What is asked – Search the data for the string "that" and extract every line where it appears.

Provided material –
☆ ☆ ☆ ☆

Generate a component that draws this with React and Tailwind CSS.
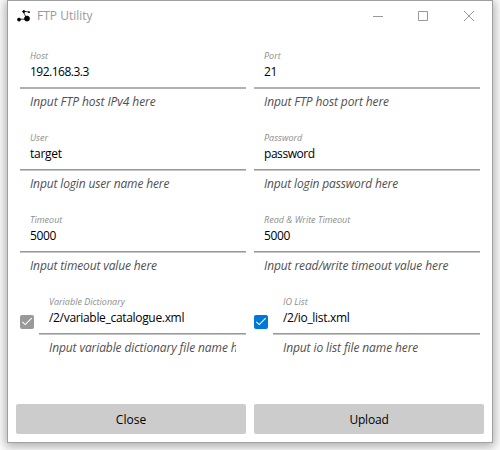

☆ ☆ ☆ ☆

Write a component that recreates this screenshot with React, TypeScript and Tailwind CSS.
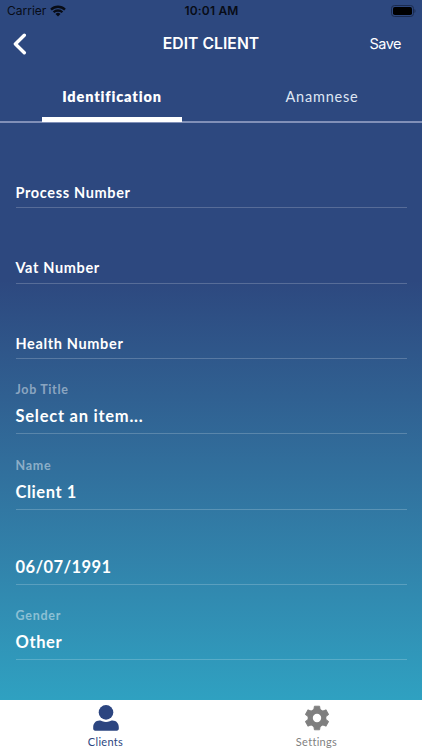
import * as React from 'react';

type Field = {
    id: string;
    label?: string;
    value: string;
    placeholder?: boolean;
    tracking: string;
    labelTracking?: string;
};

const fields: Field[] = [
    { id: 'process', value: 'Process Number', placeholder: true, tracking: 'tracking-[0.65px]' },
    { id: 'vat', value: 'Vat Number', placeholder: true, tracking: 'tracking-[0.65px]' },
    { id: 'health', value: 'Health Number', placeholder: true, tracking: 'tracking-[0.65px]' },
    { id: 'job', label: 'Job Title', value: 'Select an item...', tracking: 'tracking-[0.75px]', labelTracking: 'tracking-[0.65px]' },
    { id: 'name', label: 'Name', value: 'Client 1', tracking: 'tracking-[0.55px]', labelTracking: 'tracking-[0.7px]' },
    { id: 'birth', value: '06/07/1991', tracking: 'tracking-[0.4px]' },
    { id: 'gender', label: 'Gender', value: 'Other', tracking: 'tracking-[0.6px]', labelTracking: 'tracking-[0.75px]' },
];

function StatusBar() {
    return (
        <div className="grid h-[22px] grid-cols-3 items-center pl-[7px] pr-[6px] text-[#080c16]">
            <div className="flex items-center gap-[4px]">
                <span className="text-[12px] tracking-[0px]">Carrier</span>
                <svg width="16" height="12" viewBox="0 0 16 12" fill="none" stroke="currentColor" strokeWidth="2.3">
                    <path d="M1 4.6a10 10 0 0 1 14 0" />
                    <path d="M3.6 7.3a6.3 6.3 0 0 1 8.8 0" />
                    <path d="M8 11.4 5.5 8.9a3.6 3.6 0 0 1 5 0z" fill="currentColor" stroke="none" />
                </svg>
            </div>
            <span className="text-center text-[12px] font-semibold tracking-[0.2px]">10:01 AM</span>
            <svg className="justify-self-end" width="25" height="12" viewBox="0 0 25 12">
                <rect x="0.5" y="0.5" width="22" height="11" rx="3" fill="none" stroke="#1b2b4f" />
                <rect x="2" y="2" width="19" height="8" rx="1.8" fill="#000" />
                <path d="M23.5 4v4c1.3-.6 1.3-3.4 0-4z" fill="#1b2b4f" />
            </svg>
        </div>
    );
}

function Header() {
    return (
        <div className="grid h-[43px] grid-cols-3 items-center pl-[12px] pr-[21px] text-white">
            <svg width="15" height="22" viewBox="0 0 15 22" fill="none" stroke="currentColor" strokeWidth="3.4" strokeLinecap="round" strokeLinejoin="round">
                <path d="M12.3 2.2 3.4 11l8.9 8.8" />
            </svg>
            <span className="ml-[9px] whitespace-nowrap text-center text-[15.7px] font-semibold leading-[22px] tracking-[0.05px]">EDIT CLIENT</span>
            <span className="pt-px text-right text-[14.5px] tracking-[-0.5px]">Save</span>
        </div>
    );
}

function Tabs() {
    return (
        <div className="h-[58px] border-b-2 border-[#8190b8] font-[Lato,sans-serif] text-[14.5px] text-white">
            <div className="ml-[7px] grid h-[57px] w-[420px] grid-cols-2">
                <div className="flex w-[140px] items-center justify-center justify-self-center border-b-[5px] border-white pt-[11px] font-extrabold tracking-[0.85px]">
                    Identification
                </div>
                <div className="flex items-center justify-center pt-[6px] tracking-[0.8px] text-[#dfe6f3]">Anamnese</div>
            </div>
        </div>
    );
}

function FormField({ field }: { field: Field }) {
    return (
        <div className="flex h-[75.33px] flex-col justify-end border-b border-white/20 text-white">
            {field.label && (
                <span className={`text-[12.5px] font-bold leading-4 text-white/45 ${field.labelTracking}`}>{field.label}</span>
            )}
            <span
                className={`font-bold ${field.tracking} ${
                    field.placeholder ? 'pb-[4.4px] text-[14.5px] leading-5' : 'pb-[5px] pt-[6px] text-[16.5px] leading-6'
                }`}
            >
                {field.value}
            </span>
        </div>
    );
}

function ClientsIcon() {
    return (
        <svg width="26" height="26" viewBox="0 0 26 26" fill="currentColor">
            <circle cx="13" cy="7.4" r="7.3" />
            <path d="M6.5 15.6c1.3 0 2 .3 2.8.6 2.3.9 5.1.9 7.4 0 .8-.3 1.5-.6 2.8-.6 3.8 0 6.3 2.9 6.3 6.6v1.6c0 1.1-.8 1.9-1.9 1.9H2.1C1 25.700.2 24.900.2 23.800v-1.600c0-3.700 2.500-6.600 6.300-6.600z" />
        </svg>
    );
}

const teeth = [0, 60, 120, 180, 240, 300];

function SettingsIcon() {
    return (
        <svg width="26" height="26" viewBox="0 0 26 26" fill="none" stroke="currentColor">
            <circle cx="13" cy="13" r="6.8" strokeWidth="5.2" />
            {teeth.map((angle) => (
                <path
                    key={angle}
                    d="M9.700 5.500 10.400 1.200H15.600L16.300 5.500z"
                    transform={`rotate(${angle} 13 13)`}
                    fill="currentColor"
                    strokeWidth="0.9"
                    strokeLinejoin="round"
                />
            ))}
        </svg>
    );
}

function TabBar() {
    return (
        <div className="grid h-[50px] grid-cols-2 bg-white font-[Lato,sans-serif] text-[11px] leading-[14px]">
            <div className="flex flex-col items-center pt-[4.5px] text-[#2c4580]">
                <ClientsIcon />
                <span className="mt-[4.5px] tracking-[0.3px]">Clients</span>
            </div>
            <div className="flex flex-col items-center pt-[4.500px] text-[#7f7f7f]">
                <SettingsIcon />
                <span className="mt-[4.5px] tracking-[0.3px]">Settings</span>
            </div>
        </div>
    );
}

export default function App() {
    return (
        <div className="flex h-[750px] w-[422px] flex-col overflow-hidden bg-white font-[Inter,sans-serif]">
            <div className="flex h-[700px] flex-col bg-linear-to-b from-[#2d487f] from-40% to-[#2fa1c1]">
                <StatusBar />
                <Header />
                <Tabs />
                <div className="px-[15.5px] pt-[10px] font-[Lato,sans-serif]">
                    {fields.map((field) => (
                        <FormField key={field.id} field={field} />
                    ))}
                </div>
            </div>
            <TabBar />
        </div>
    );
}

☆ ☆ ☆ ☆

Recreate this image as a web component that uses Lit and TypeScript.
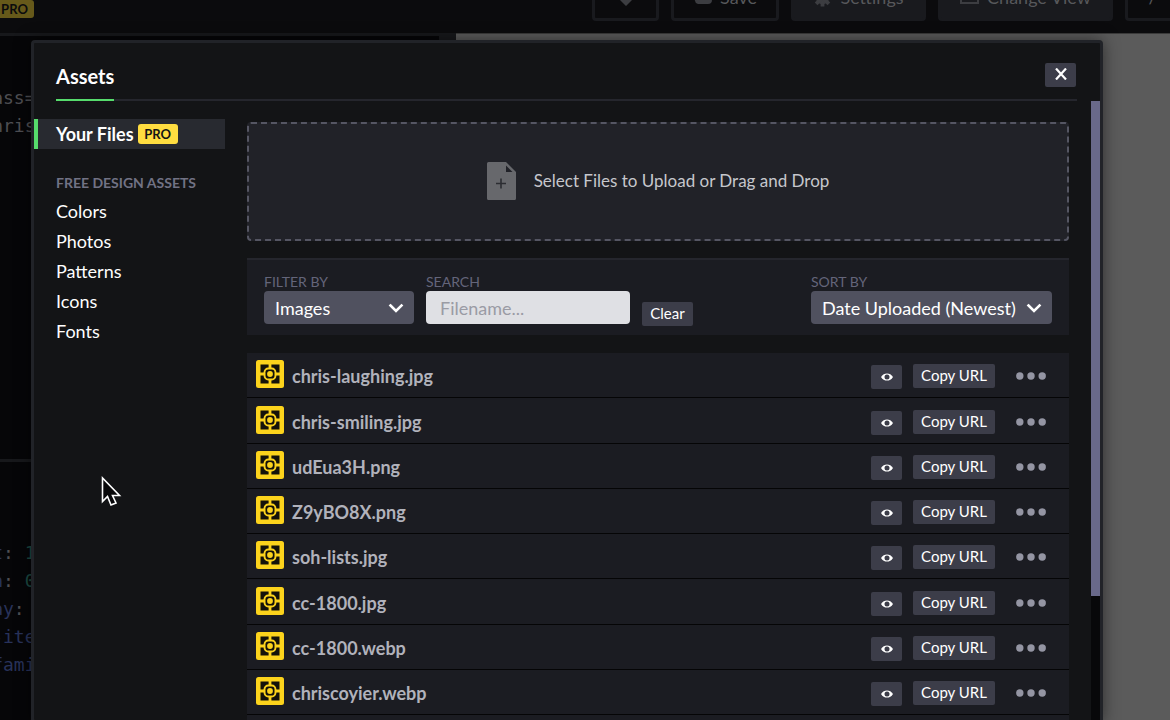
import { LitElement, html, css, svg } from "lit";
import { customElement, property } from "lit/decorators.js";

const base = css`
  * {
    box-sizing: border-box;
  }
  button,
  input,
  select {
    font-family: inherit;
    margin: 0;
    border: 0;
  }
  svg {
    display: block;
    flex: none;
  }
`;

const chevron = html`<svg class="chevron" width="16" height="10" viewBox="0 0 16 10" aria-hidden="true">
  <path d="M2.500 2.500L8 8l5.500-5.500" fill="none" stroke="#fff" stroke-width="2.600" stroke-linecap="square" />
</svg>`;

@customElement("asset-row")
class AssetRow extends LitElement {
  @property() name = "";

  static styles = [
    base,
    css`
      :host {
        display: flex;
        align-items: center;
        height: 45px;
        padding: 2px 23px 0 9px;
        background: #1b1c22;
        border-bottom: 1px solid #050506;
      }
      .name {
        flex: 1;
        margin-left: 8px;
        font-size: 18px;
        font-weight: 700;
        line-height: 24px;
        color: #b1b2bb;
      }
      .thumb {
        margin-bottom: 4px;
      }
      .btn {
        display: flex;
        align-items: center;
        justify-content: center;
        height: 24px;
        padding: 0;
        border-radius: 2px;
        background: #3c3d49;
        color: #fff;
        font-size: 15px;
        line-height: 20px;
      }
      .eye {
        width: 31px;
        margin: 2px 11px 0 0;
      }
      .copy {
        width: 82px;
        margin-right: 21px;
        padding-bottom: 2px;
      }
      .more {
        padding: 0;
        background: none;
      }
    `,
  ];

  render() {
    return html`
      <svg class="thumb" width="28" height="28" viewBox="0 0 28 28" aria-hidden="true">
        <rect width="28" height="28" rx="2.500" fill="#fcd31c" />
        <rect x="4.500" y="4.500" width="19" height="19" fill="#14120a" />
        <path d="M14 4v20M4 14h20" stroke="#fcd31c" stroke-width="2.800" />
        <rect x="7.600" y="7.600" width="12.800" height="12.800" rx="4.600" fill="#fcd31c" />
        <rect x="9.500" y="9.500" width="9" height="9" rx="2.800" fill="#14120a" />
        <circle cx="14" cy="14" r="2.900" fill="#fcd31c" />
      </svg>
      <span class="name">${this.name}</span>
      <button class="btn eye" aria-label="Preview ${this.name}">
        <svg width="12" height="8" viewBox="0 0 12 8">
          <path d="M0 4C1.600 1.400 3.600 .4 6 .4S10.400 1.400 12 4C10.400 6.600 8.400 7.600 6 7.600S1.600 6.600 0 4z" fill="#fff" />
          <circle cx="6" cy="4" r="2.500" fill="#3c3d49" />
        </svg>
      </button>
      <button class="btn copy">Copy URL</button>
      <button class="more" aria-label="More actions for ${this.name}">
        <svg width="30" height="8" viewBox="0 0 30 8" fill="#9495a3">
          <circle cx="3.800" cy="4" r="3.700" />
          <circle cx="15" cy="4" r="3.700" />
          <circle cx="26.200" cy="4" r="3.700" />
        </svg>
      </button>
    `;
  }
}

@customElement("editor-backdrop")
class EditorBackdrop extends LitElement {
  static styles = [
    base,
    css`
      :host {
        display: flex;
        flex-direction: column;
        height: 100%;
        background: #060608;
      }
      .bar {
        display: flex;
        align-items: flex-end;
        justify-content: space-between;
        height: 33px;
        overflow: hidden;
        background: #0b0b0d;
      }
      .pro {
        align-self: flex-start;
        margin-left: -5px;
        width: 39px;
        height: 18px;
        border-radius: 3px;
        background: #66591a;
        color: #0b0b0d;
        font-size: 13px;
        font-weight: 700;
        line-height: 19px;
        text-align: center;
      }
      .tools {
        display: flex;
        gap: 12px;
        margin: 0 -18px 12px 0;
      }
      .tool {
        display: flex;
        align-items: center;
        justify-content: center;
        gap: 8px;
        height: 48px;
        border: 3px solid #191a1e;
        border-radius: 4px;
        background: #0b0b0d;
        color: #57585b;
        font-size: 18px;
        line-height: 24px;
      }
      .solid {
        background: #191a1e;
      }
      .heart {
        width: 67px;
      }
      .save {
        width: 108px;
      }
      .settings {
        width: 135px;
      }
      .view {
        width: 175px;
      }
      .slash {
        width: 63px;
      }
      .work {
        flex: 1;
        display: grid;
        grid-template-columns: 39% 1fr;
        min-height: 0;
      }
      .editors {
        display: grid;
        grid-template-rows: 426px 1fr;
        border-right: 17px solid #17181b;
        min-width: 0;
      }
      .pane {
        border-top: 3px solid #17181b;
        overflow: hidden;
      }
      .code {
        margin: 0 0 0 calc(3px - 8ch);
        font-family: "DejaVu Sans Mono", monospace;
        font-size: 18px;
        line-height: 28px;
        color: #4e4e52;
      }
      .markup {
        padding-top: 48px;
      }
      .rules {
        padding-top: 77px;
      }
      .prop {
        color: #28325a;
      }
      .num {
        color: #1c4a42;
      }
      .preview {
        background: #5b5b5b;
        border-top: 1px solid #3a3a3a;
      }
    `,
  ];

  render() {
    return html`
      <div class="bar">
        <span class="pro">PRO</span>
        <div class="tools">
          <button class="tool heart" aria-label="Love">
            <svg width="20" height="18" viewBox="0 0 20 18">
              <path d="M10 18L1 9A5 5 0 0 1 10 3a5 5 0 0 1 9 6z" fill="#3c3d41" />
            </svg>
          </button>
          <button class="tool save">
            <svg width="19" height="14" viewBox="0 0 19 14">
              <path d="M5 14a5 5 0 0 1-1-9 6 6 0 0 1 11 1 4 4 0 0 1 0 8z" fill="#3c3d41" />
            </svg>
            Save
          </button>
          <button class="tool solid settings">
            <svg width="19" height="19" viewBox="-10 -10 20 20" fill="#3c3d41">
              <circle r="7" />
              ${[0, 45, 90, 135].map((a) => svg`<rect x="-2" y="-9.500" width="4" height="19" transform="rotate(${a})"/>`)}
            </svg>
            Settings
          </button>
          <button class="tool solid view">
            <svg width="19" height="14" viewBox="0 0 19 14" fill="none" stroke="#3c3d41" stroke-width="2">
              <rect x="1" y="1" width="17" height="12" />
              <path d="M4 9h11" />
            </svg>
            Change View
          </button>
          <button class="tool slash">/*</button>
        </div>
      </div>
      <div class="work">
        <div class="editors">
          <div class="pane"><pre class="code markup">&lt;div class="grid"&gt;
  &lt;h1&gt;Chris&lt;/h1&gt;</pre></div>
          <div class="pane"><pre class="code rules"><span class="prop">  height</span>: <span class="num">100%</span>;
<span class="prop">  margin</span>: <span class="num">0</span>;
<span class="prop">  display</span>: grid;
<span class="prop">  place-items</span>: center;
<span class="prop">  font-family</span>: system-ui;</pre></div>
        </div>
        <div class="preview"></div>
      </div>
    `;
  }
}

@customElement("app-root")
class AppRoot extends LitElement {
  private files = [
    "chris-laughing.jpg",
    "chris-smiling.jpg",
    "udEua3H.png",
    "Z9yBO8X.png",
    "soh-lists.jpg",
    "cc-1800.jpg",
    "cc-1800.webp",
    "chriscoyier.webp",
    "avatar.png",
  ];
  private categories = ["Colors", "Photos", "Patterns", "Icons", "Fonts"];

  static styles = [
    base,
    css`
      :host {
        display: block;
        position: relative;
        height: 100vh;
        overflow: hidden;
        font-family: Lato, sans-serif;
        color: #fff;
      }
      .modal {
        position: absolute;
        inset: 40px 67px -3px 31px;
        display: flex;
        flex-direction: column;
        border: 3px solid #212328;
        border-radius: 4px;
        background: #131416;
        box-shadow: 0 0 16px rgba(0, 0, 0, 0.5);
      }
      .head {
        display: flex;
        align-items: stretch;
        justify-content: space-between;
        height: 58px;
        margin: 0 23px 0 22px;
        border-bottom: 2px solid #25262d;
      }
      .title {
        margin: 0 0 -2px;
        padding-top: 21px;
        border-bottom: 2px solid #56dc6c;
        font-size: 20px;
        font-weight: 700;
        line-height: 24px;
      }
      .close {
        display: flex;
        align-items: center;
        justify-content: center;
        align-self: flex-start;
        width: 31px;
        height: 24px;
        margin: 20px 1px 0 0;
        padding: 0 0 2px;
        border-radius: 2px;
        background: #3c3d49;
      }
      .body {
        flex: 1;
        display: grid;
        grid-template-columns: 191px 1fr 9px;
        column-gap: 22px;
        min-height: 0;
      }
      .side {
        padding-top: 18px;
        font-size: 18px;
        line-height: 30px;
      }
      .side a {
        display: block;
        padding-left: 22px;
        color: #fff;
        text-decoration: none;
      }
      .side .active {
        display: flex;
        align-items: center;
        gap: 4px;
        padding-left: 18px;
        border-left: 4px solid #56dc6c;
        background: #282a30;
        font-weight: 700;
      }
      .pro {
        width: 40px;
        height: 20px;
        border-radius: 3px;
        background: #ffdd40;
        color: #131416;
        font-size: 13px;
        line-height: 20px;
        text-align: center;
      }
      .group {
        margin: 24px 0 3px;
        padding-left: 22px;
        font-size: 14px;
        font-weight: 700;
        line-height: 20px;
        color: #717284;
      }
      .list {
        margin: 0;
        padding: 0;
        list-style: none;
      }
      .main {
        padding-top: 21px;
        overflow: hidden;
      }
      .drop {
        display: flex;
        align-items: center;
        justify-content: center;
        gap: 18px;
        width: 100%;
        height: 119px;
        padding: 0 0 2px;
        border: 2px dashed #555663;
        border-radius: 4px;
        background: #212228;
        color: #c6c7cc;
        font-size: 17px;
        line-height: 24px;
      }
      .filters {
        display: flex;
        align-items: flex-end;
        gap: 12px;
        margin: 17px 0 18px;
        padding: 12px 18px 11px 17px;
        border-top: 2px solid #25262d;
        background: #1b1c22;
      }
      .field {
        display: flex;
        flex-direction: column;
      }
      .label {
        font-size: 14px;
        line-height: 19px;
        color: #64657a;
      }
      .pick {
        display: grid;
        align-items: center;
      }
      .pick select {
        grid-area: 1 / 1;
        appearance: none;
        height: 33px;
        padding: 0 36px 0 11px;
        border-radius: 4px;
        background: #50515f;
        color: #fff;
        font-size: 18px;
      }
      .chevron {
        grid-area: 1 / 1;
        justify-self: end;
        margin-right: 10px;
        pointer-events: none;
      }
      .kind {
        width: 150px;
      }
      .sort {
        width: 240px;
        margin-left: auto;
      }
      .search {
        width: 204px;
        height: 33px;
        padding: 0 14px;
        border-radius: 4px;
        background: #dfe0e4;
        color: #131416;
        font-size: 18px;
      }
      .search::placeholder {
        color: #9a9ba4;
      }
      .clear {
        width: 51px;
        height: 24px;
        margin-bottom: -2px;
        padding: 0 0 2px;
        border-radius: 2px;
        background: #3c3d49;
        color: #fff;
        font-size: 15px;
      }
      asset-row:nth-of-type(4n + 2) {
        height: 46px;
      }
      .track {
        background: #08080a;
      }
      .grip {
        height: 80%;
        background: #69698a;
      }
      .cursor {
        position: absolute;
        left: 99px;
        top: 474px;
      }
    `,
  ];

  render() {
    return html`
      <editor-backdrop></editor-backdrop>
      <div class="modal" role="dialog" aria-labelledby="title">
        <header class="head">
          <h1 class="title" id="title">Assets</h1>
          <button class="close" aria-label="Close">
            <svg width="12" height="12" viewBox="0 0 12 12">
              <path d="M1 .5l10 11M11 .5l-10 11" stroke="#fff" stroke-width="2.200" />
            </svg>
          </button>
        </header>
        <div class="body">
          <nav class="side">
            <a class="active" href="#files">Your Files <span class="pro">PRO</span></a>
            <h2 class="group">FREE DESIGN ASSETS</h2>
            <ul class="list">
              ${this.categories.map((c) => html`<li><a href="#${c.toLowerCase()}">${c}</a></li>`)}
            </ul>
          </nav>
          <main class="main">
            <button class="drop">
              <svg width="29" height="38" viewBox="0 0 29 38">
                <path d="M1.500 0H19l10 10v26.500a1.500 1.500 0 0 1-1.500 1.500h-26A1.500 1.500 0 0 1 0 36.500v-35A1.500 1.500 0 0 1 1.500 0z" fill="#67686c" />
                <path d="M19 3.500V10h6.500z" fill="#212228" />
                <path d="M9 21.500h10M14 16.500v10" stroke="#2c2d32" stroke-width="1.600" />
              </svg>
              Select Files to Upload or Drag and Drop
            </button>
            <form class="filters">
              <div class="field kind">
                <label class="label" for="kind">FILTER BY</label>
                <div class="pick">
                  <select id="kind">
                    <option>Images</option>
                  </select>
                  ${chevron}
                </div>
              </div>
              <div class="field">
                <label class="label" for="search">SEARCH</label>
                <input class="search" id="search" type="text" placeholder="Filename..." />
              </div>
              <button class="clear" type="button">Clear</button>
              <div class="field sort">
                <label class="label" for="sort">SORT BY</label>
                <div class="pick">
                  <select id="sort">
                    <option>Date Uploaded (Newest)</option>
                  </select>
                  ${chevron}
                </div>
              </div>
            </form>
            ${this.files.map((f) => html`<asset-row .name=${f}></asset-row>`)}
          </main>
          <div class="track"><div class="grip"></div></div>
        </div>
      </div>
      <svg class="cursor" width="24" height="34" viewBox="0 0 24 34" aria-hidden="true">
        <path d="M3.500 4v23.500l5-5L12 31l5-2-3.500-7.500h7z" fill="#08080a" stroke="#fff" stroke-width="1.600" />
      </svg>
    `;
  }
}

☆ ☆ ☆ ☆

Task output –
Generate a component that draws this with React and Tailwind CSS.
Write a component that recreates this screenshot with React, TypeScript and Tailwind CSS.
Recreate this image as a web component that uses Lit and TypeScript.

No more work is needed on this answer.